Any suggestions would be great. I can also add all of the data to one file, I just worry that the Air Temperature will not plot correctly without a secondary horizontal axis (I don't know how to do this either).

Here is the graph created using ax=ax for one for the data set plots:

https://i.stack.imgur.com/5wTeI.jpg

L. Richardson
  • 21
  • 1
  • 3

2 Answers2

2

Once your two csv's are imported as two dataframes, just plot the first assigned to a named matplotlib axes object (ax in the block below) then pass that axes to the second plot call.

import pandas as pd
import numpy as np

# two made-up timeseries with different periods, for demonstration plot below
#air_temp   = pd.DataFrame(np.random.randn(12), 
#                          index=pd.date_range('1/1/2016', freq='M', periods=12), 
#                          columns=['air_temp'])
#water_temp = pd.DataFrame(np.random.randn(365), 
#                          index=pd.date_range('1/1/2016', freq='D', periods=365), 
#                          columns=['water_temp'])

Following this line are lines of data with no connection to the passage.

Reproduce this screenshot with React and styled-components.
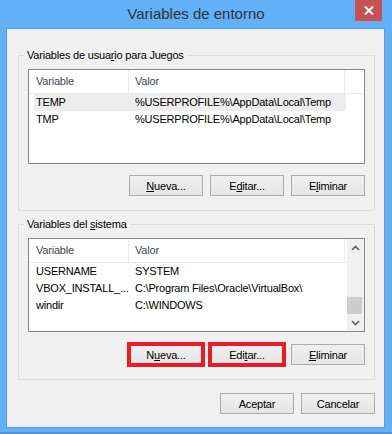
import React from 'react';
import styled, { createGlobalStyle } from 'styled-components';

const userVars = [
  { name: 'TEMP', value: '%USERPROFILE%\\AppData\\Local\\Temp', selected: true },
  { name: 'TMP', value: '%USERPROFILE%\\AppData\\Local\\Temp' },
];

// the list shows the long name already shortened, as the dialog does
const systemVars = [
  { name: 'USERNAME', value: 'SYSTEM' },
  { name: 'VBOX_INSTALL_...', value: 'C:\\Program Files\\Oracle\\VirtualBox\\' },
  { name: 'windir', value: 'C:\\WINDOWS' },
];

export default function App() {
  return (
    <>
      <GlobalStyle />
      <Window>
        <TitleBar>
          <span />
          <Title>Variables de entorno</Title>
          <CloseButton aria-label="Cerrar">
            <svg width="10" height="9" viewBox="0 0 10 9">
              <path d="M1 0.5 L9 8.5 M9 0.5 L1 8.5" stroke="#fff" strokeWidth="2" />
            </svg>
          </CloseButton>
        </TitleBar>

        <Body>
          <Group>
            <Legend>
              Variables de usua<Key>r</Key>io para Juegos
            </Legend>
            <VarList rows={userVars} height={95} />
            <ButtonRow $top={11}>
              <Button><Key>N</Key>ueva...</Button>
              <Button>E<Key>d</Key>itar...</Button>
              <Button>E<Key>l</Key>iminar</Button>
            </ButtonRow>
          </Group>

          <Group $top={6}>
            <Legend>
              Variables del <Key>s</Key>istema
            </Legend>
            <VarList rows={systemVars} height={94} scroll />
            <ButtonRow $top={12}>
              <Button $marked>N<Key>u</Key>eva...</Button>
              <Button $marked>Edi<Key>t</Key>ar...</Button>
              <Button><Key>E</Key>liminar</Button>
            </ButtonRow>
          </Group>

          <ButtonRow $top={13}>
            <Button>Aceptar</Button>
            <Button>Cancelar</Button>
          </ButtonRow>
        </Body>
      </Window>
    </>
  );
}

function VarList({ rows, height, scroll }) {
  return (
    <List style={{ height }}>
      <ListMain>
        <Header>
          <HeaderCell $width={100} $pad={7}>Variable</HeaderCell>
          <HeaderCell $width={216} $pad={6}>Valor</HeaderCell>
          <HeaderFill />
        </Header>
        {rows.map((r) => (
          <Row key={r.name} $selected={r.selected}>
            <Cell $pad={2}>{r.name}</Cell>
            <Cell $pad={4}>{r.value}</Cell>
          </Row>
        ))}
      </ListMain>
      {scroll && (
        <ScrollBar>
          <ScrollArrow>
            <svg width="9" height="6" viewBox="0 0 9 6">
              <polyline points="1,5 4.5,1.5 8,5" fill="none" stroke="#606060" strokeWidth="1.6" />
            </svg>
          </ScrollArrow>
          <Track>
            <Thumb />
          </Track>
          <ScrollArrow>
            <svg width="9" height="6" viewBox="0 0 9 6">
              <polyline points="1,1 4.5,4.5 8,1" fill="none" stroke="#606060" strokeWidth="1.6" />
            </svg>
          </ScrollArrow>
        </ScrollBar>
      )}
    </List>
  );
}

const GlobalStyle = createGlobalStyle`
  html, body {
    margin: 0;
    padding: 0;
  }

  body {
    width: 392px;
    height: 434px;
    overflow: hidden;
    background: #62b0f8;
    font-family: 'Liberation Sans', Arial, sans-serif;
  }
`;

const Window = styled.div`
  width: 392px;
  height: 434px;
  box-sizing: border-box;
  display: flex;
  flex-direction: column;
  background: #62b0f8;
  padding-bottom: 4px;
  border-bottom: 2px solid #4f93d6;
`;

const TitleBar = styled.div`
  height: 28px;
  flex-shrink: 0;
  display: grid;
  grid-template-columns: 1fr auto 1fr;
  padding: 0 10px;
`;

const Title = styled.div`
  font-size: 15px;
  line-height: 27px;
  color: #333;
`;

const CloseButton = styled.div`
  justify-self: end;
  width: 27px;
  height: 21px;
  background: #c75050;
  display: flex;
  align-items: center;
  justify-content: center;
`;

const Body = styled.div`
  flex: 1;
  margin: 0 7px 0 6px;
  border: 1px solid #5a9de0;
  background: #f0f0f0;
  padding: 19px 9px 13px 11px;
  display: flex;
  flex-direction: column;
  font-size: 11px;
  letter-spacing: -0.2px;
  color: #000;
`;

const Group = styled.fieldset`
  margin: ${(p) => p.$top || 0}px 0 0;
  min-inline-size: 0;
  border: 1px solid #dcdcdc;
  padding: 7px 9px 14px;
`;

const Legend = styled.legend`
  margin-left: -4px;
  padding: 0 3px;
  line-height: 14px;
`;

const Key = styled.span`
  text-decoration: underline;
  text-underline-offset: 1px;
`;

const List = styled.div`
  box-sizing: border-box;
  border: 1px solid #828790;
  background: #fff;
  display: flex;
`;

const ListMain = styled.div`
  flex: 1;
  min-width: 0;
  display: flex;
  flex-direction: column;
`;

const Header = styled.div`
  height: 24px;
  flex-shrink: 0;
  box-sizing: border-box;
  display: flex;
  border-bottom: 1px solid #e5ecf6;
`;

const HeaderCell = styled.div`
  width: ${(p) => p.$width}px;
  box-sizing: border-box;
  padding-left: ${(p) => p.$pad}px;
  border-right: 1px solid #e5ecf6;
  line-height: 23px;
  color: #3c4656;
`;

const HeaderFill = styled.div`
  flex: 1;
`;

const Row = styled.div`
  margin-left: 5px;
  width: 312px;
  height: 17px;
  display: grid;
  grid-template-columns: 97px 215px;
  background: ${(p) => (p.$selected ? '#ededed' : 'transparent')};
`;

const Cell = styled.div`
  padding-left: ${(p) => p.$pad}px;
  line-height: 17px;
  white-space: nowrap;
`;

const ScrollBar = styled.div`
  width: 17px;
  flex-shrink: 0;
  background: #f0f0f0;
  display: flex;
  flex-direction: column;
`;

const ScrollArrow = styled.div`
  height: 17px;
  display: flex;
  align-items: center;
  justify-content: center;
`;

const Track = styled.div`
  flex: 1;
  display: flex;
  flex-direction: column;
  justify-content: flex-end;
`;

const Thumb = styled.div`
  height: 17px;
  margin-right: 2px;
  background: #cdcdcd;
`;

const ButtonRow = styled.div`
  margin-top: ${(p) => p.$top}px;
  display: flex;
  justify-content: flex-end;
  gap: 7px;
`;

const Button = styled.button`
  width: 74px;
  height: 21px;
  box-sizing: border-box;
  padding: 0;
  border: 1px solid #acacac;
  border-radius: 0;
  background: linear-gradient(#f0f0f0, #e5e5e5);
  font-family: 'Liberation Sans', Arial, sans-serif;
  font-size: 11px;
  letter-spacing: -0.2px;
  color: #000;
  outline: ${(p) => (p.$marked ? '4px solid #ed1c24' : 'none')};
  outline-offset: -2px;
`;
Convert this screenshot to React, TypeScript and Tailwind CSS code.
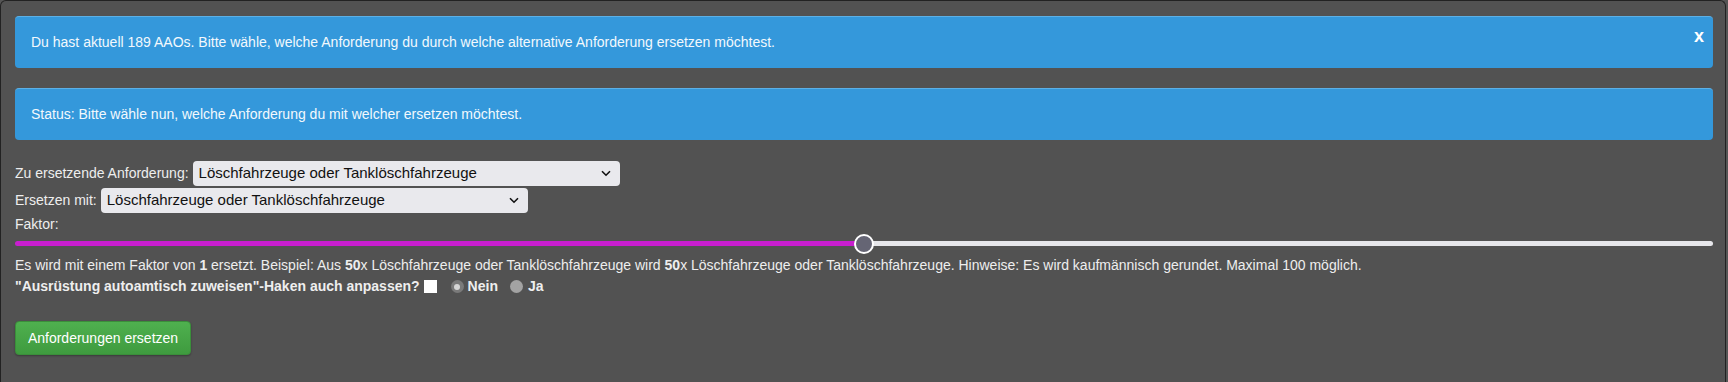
import React from "react";

function Alert({ children, close }: { children: React.ReactNode; close?: boolean }) {
  return (
    <div className="relative mb-[20px] flex h-[52px] items-center rounded-[4px] border-t border-t-[#5cb0e6] bg-[#3498db] pl-[16px] text-[14px] text-[#f2f8fd]">
      <span>{children}</span>
      {close && (
        <span className="absolute right-[9px] top-[10px] text-[18px] font-bold leading-none text-white">x</span>
      )}
    </div>
  );
}

function Select({ w }: { w: string }) {
  return (
    <div className={`relative ml-[4px] flex h-[25px] items-center rounded-[4px] bg-[#e9e9ed] pl-[6px] text-[15px] text-[#111] ${w}`}>
      <span>Löschfahrzeuge oder Tanklöschfahrzeuge</span>
      <svg className="absolute right-[9px] top-[9px]" width="10" height="7" viewBox="0 0 10 7">
        <path d="M1 1.2 L5 5.2 L9 1.2" fill="none" stroke="#111" strokeWidth="1.6" />
      </svg>
    </div>
  );
}

export default function App() {
  return (
    <div className="h-[382px] w-[1728px] bg-[#555] font-['Liberation_Sans',Arial,sans-serif]">
      <div className="h-[382px] w-[1726px] rounded-t-[6px] border-l border-r border-t border-[#222] bg-[#525252] pl-[14px] pr-[12px] pt-[15px] text-[14px] text-[#eee]">
        <Alert close>
          Du hast aktuell 189 AAOs. Bitte wähle, welche Anforderung du durch welche alternative Anforderung ersetzen möchtest.
        </Alert>
        <Alert>Status: Bitte wähle nun, welche Anforderung du mit welcher ersetzen möchtest.</Alert>

        <div className="flex h-[27px] items-center">
          <span>Zu ersetzende Anforderung:</span>
          <Select w="w-[427px]" />
        </div>
        <div className="flex h-[27px] items-center">
          <span>Ersetzen mit:</span>
          <Select w="w-[427px]" />
        </div>
        <div className="h-[20px] leading-[20px]">Faktor:</div>
        <div className="relative flex h-[19px] items-center">
          <div className="h-[5px] w-[849px] rounded-l-full bg-[#c81ecf]" />
          <div className="h-[5px] flex-1 rounded-r-full bg-[#e6e6ea]" />
          <div className="absolute left-[839px] top-0 h-[20px] w-[20px] rounded-full border-[2px] border-white bg-[#656574]" />
        </div>
        <div className="mt-[2px] h-[20px] leading-[20px]">
          Es wird mit einem Faktor von <b>1</b> ersetzt. Beispiel: Aus <b>50</b>x Löschfahrzeuge oder Tanklöschfahrzeuge wird{" "}
          <b>50</b>x Löschfahrzeuge oder Tanklöschfahrzeuge. Hinweise: Es wird kaufmännisch gerundet. Maximal 100 möglich.
        </div>
        <div className="mt-[1px] flex h-[21px] items-center font-bold">
          <span>"Ausrüstung autoamtisch zuweisen"-Haken auch anpassen?</span>
          <span className="ml-[4px] inline-block h-[13px] w-[13px] bg-white" />
          <span className="ml-[14px] flex h-[13px] w-[13px] items-center justify-center rounded-full bg-[#7a7a7a]">
            <span className="h-[6px] w-[6px] rounded-full bg-[#d6d6d6]" />
          </span>
          <span className="ml-[4px]">Nein</span>
          <span className="ml-[12px] inline-block h-[13px] w-[13px] rounded-full bg-[#a3a3a3]" />
          <span className="ml-[5px]">Ja</span>
        </div>
        <button className="mt-[24px] h-[34px] w-[176px] rounded-[4px] border border-[#3a8f3a] bg-gradient-to-b from-[#4fb04f] to-[#3f9b3f] text-[14px] text-white shadow-[0_1px_2px_rgba(0,0,0,0.3)]">
          Anforderungen ersetzen
        </button>
      </div>
    </div>
  );
}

# the real data import would look something like this:
water_temp_filepath = "C:\\Users\\technician\\Desktop\\water_temp.csv" 
air_temp_filepath = "C:\\Users\\technician\\Desktop\\airtemp.csv" 

water_temp = pd.read_csv(water_temp_filepath, header = 0, index_col = 0,
                         parse_dates=True, infer_datetime_format=True)
air_temp = pd.read_csv(air_temp_filepath, header = 0, index_col = 0,
                       parse_dates=True, infer_datetime_format=True)

# plot both overlayed
ax = air_temp.plot(figsize=(20,10))
water_temp.plot(ax=ax)

enter image description here

  • Thank you so much! This is exactly what I needed. It seems like I could set the periods to the number of data points I have for each file. Is that correct? – L. Richardson Jun 17 '16 at 17:44
  • No need to set the period, just read in the data as you did in your question, into two dataframes, one for airtemp, one for water temp. See edited answer. – Tim Spillane Jun 17 '16 at 18:22
  • After running through your suggested way, I still run into a problem. Since the 2 files have different time increments, Pandas is defaulting to the first series that was entered. Since the water temperature has more data points than air temperature, Pandas is extending the water temperature points past the air temperature; even though they end on the same date. Does this make sense? – L. Richardson Jun 21 '16 at 15:54
  • I included a link to a picture that shows the problem in my original question – L. Richardson Jun 21 '16 at 16:26
  • Try adding the arguments "parse_dates=True, infer_datetime_format=True" to the read_csv calls, pandas should then create and index of type "DatetimeIndex" rather than "index". – Tim Spillane Jun 21 '16 at 18:58
  • That's it! Thank you so much for your help. I'm still curious as to why "index" wouldn't work? – L. Richardson Jun 21 '16 at 19:19
1

As someone here said, if your columns are the same for both csv files, you can follow their code.

or

you can try combining the two CSV files in one, then using that.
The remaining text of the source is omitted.